#### [WHAT YOU HAVE TO DO]
Write out each line in which the string "this" is present.
-------------------------
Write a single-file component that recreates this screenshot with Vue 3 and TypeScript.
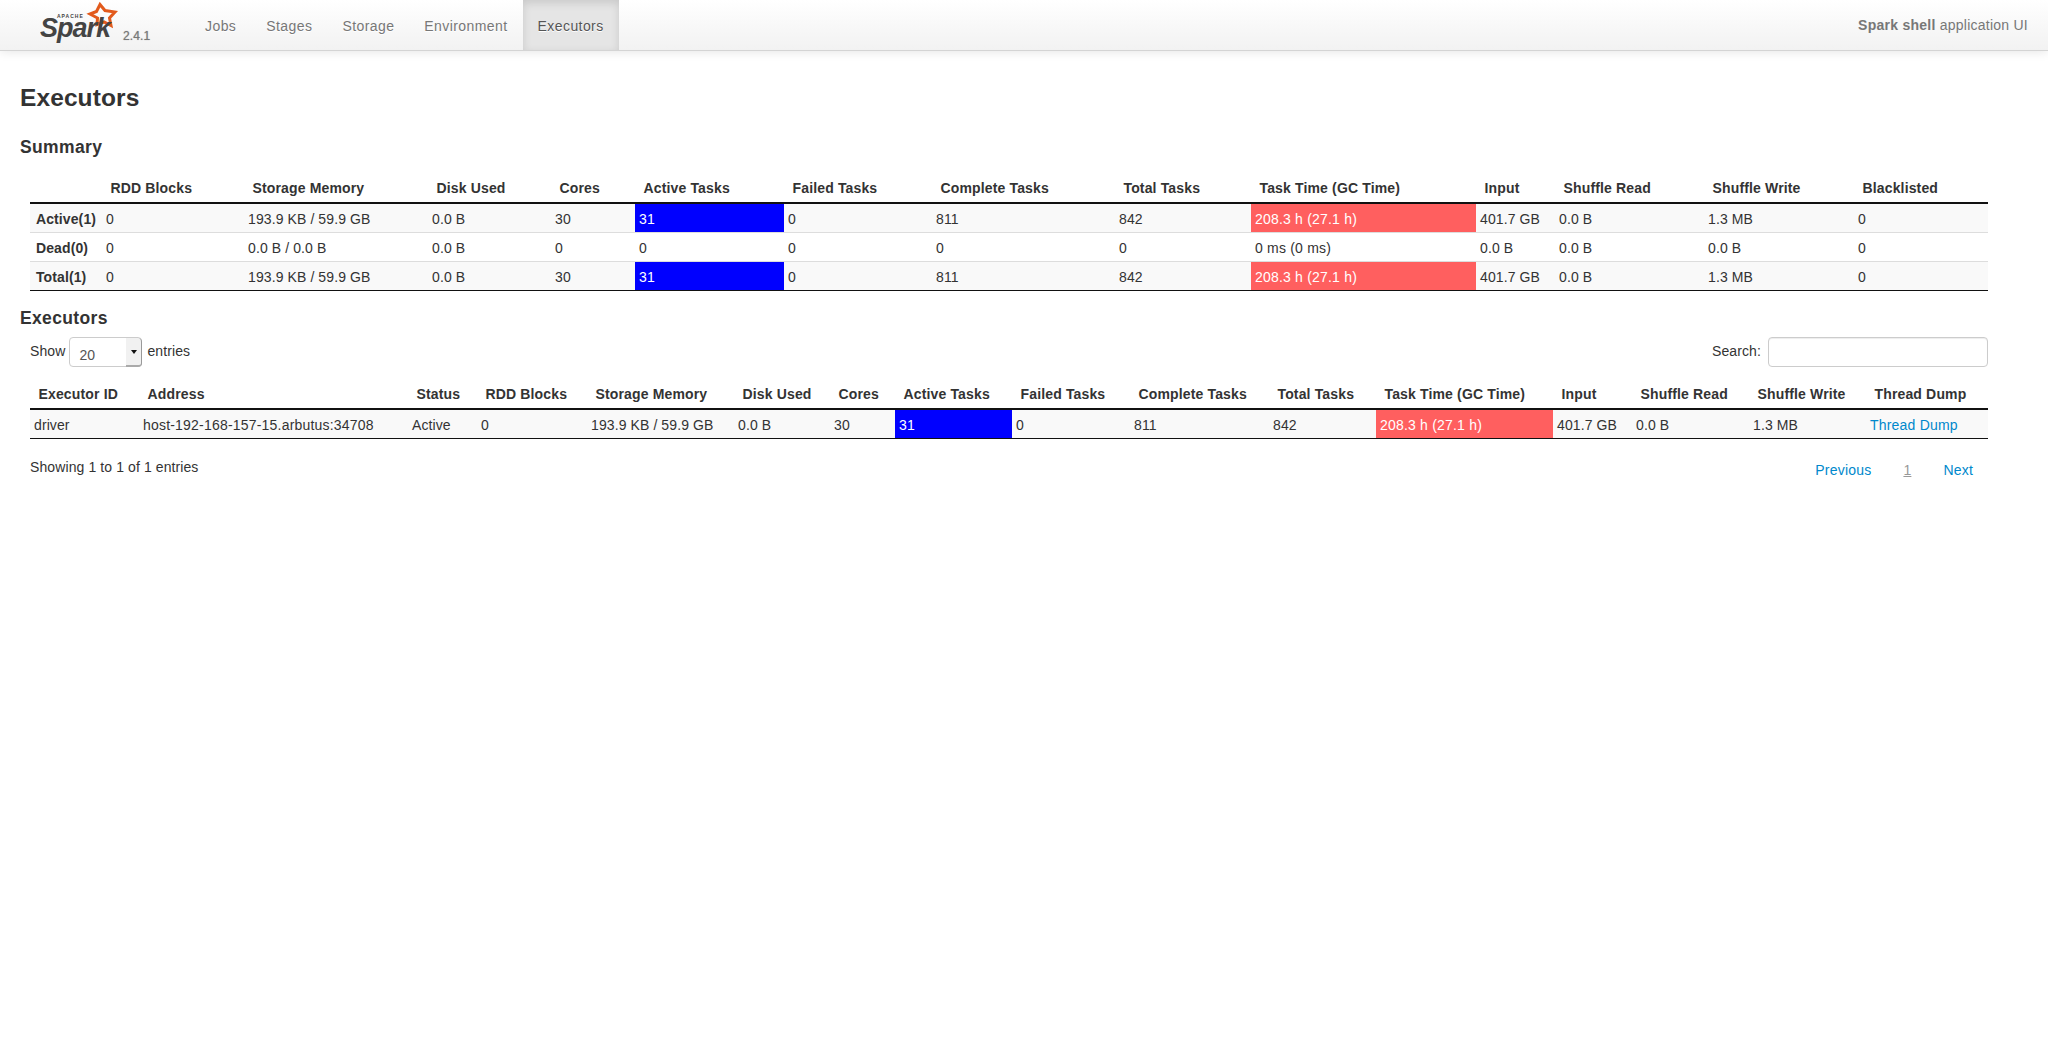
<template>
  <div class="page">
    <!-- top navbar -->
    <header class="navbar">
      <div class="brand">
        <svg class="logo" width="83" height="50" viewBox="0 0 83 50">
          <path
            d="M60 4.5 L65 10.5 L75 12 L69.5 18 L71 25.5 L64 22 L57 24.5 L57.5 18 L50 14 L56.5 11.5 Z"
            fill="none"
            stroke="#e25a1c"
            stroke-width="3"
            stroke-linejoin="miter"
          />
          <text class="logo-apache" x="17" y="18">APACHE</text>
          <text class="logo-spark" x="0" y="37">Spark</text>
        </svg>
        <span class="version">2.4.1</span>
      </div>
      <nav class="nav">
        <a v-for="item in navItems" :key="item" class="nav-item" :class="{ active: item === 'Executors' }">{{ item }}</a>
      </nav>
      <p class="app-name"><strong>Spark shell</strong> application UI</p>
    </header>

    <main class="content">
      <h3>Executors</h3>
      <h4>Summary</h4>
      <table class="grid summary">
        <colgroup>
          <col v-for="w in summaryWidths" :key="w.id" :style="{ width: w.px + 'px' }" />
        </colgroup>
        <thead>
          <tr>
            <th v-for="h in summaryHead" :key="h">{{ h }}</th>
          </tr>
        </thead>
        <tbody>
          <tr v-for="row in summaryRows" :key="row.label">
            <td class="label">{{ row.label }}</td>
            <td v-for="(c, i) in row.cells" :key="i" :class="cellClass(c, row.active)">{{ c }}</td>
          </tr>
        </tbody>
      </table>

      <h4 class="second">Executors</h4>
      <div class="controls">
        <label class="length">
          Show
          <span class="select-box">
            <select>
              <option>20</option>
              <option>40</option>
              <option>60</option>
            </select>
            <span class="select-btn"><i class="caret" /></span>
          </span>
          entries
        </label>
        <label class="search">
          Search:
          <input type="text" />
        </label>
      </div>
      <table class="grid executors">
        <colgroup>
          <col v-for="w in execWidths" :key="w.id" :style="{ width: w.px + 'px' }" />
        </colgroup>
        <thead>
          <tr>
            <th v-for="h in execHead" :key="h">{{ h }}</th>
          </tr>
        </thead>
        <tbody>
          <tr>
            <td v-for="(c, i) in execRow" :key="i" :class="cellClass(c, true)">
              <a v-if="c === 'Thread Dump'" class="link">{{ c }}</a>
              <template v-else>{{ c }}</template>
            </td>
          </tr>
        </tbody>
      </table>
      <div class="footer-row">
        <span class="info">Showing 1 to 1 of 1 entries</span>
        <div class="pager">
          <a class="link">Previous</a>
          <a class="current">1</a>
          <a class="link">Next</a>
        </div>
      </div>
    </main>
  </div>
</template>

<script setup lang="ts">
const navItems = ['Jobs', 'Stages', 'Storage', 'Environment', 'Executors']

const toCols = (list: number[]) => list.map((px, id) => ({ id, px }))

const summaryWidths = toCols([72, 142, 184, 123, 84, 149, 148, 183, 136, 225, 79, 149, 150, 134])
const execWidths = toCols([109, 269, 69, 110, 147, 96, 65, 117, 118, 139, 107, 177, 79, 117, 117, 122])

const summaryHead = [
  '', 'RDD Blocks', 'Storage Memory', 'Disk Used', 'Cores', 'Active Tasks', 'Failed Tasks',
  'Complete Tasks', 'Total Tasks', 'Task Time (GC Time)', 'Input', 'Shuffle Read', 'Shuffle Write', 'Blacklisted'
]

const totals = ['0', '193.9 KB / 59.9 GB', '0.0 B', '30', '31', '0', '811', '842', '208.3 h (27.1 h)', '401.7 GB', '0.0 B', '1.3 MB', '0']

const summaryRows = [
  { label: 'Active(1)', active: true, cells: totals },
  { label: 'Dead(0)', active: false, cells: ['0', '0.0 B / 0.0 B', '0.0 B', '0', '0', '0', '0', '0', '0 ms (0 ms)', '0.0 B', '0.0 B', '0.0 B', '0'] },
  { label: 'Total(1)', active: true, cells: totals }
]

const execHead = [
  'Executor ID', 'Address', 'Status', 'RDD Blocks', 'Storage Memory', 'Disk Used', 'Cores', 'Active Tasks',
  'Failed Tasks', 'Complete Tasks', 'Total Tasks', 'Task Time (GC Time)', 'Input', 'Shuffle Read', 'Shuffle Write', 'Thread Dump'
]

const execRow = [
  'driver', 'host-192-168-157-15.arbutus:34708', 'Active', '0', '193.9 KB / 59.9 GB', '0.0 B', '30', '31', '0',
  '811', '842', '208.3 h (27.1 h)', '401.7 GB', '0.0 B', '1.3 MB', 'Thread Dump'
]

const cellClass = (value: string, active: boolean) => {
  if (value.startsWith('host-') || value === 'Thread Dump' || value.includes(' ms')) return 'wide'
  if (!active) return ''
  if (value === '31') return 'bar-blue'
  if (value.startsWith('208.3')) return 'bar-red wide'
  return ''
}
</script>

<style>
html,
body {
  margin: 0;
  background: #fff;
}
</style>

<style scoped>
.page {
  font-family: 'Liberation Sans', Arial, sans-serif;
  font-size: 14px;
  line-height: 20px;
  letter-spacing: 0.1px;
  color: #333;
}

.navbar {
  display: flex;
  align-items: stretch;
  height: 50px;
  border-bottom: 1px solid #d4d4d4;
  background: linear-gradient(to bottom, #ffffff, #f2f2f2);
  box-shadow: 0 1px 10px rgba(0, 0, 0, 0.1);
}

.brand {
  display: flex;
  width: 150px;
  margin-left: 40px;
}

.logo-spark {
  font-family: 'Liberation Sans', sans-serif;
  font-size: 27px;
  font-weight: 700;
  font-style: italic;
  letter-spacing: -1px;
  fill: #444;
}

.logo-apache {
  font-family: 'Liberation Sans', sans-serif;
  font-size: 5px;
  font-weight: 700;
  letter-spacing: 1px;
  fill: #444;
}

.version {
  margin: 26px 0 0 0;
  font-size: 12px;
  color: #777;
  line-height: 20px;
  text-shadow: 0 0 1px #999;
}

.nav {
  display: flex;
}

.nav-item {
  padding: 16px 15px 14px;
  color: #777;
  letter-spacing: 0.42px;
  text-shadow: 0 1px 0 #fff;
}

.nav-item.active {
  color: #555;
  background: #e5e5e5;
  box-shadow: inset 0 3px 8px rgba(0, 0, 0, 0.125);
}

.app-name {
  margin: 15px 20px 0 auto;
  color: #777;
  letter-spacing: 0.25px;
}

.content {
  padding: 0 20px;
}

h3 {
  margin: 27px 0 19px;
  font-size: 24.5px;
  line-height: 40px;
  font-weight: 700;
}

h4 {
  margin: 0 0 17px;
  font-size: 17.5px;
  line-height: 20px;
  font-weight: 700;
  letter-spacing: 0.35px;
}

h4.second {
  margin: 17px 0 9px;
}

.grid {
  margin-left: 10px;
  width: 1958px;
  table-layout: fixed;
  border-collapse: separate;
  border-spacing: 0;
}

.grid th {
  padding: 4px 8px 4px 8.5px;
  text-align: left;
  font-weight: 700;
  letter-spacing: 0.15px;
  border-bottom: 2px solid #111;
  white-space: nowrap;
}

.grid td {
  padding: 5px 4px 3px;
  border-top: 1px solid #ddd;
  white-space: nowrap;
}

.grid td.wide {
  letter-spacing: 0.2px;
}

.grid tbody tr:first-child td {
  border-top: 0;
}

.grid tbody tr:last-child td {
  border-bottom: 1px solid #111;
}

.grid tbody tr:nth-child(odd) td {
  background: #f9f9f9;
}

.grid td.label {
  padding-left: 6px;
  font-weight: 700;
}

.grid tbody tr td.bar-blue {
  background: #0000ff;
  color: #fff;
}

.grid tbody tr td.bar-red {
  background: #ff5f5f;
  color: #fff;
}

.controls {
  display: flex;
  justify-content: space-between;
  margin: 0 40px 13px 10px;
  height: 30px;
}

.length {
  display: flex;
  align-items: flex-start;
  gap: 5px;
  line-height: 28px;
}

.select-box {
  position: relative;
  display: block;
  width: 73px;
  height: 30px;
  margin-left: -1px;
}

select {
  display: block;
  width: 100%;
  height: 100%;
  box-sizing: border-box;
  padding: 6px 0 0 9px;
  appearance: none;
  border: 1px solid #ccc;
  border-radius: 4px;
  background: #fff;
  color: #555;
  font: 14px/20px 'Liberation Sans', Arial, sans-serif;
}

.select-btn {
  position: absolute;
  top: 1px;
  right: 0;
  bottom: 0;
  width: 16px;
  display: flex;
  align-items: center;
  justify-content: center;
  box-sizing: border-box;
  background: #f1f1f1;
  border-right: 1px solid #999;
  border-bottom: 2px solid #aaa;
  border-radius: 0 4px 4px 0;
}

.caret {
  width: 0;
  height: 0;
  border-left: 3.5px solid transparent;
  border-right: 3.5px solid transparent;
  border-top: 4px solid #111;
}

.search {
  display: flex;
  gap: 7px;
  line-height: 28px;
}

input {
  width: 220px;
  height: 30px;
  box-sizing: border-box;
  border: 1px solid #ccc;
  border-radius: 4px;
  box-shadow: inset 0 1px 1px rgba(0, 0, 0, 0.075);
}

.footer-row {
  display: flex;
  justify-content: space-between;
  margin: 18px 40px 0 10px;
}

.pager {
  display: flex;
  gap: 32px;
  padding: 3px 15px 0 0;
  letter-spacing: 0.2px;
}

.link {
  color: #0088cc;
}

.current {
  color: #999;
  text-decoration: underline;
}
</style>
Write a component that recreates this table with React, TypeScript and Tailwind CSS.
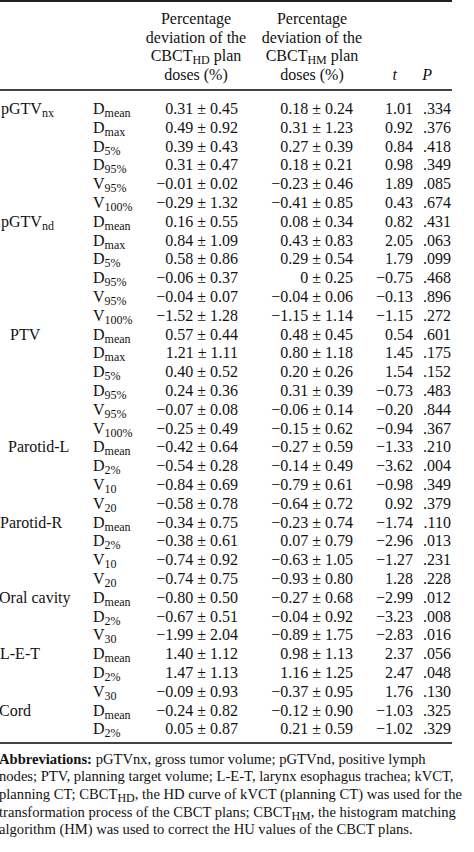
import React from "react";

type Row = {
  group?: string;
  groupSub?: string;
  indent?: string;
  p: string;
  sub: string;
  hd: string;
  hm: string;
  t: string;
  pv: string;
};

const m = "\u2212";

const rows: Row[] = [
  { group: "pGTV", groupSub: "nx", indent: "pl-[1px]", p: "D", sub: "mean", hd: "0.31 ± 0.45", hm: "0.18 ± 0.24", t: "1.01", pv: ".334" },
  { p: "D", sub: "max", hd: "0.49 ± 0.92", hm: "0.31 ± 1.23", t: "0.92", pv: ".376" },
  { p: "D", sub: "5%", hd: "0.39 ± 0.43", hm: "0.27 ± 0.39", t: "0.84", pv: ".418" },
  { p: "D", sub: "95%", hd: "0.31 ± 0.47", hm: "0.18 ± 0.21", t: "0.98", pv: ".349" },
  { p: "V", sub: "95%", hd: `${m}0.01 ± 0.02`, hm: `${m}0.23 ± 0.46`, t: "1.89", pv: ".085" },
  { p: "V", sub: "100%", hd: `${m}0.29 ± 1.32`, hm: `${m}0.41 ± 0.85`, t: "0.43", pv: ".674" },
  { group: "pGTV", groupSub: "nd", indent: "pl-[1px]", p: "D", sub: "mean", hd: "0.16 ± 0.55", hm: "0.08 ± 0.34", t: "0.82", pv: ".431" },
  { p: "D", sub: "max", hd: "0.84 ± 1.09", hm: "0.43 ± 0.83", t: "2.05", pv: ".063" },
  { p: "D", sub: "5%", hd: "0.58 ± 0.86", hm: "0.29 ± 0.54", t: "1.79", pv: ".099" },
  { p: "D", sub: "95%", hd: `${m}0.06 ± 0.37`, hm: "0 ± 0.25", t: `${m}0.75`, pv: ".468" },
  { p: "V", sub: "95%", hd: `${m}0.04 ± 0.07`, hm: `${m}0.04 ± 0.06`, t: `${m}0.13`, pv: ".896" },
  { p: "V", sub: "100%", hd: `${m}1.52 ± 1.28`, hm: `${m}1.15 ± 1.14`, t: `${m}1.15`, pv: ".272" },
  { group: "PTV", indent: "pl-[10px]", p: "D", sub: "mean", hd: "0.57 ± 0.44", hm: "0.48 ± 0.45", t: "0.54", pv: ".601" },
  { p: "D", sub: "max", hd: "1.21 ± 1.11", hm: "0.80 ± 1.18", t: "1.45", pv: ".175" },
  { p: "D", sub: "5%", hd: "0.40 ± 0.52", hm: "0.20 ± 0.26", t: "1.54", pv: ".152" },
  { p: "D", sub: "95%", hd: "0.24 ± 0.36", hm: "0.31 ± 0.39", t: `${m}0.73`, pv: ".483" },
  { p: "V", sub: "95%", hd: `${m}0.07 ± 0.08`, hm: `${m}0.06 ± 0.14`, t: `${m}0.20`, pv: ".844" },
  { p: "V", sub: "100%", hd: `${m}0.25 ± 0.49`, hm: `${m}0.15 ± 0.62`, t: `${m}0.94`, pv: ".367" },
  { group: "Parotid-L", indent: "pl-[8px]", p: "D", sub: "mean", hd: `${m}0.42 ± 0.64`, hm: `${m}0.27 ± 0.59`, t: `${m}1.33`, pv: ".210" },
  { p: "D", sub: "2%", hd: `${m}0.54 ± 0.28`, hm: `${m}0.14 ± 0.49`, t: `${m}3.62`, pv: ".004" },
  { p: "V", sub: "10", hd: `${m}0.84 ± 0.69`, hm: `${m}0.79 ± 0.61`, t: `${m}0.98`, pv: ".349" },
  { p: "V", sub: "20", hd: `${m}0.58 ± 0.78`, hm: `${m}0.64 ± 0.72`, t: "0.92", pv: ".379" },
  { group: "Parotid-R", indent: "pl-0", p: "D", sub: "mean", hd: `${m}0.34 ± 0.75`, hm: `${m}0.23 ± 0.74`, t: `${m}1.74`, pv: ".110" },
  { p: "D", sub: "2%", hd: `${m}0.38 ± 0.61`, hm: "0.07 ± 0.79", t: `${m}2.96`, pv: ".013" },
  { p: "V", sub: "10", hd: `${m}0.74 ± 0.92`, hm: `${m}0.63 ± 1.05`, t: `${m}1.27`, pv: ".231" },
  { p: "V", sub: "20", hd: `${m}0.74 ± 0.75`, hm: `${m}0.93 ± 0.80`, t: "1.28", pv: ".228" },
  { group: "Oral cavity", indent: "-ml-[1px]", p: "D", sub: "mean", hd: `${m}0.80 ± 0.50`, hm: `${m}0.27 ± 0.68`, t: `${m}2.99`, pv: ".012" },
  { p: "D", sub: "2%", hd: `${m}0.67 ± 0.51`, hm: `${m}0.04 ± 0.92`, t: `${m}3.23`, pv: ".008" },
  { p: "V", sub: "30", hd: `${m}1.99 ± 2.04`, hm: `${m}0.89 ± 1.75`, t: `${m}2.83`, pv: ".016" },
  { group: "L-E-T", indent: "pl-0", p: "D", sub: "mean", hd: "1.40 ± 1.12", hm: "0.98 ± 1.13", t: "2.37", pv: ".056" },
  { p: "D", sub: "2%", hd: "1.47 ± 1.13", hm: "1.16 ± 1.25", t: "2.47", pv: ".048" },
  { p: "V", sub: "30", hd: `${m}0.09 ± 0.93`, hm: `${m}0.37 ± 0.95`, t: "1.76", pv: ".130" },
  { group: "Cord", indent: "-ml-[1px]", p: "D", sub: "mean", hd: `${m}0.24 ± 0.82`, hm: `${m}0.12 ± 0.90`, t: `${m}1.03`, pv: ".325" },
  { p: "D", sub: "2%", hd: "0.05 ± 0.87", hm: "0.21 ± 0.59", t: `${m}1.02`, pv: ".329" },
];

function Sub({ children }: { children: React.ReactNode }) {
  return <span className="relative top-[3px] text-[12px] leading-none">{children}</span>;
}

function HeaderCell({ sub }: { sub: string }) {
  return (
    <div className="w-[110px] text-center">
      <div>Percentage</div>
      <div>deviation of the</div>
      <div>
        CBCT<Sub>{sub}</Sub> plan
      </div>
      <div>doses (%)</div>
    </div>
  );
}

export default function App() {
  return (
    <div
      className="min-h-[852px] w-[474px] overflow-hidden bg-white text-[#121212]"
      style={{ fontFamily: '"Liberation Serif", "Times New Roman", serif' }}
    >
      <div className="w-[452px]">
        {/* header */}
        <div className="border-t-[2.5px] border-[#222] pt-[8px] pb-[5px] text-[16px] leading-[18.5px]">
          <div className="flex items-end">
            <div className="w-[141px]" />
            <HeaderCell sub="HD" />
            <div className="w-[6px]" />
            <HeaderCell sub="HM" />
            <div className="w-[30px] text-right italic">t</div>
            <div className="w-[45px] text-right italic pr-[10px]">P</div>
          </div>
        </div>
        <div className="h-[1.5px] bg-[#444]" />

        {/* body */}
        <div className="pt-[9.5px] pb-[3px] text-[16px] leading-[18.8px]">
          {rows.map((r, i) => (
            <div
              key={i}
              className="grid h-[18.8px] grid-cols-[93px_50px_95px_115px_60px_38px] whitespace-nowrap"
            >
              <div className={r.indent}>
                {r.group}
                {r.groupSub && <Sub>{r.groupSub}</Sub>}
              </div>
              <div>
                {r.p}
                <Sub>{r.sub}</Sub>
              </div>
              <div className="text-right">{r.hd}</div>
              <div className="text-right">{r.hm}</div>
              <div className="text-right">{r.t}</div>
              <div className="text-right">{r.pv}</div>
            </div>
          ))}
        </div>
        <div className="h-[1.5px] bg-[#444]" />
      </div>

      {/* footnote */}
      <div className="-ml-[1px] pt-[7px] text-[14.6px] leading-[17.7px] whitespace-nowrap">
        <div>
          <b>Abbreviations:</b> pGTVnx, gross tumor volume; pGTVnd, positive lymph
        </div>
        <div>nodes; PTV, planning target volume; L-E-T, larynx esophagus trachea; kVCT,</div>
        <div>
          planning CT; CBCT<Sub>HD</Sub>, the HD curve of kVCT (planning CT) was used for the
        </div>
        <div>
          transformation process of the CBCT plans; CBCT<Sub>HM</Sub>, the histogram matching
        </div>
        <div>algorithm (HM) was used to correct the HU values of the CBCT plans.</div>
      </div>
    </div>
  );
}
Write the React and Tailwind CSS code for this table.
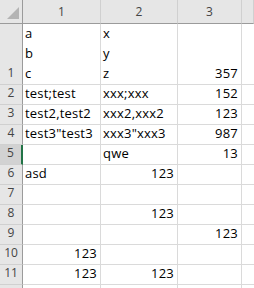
-------------------------
#### [RESPONSE]
Write a single-file component that recreates this screenshot with Vue 3 and TypeScript.
Write a component that recreates this table with React, TypeScript and Tailwind CSS.
Write the React and Tailwind CSS code for this table.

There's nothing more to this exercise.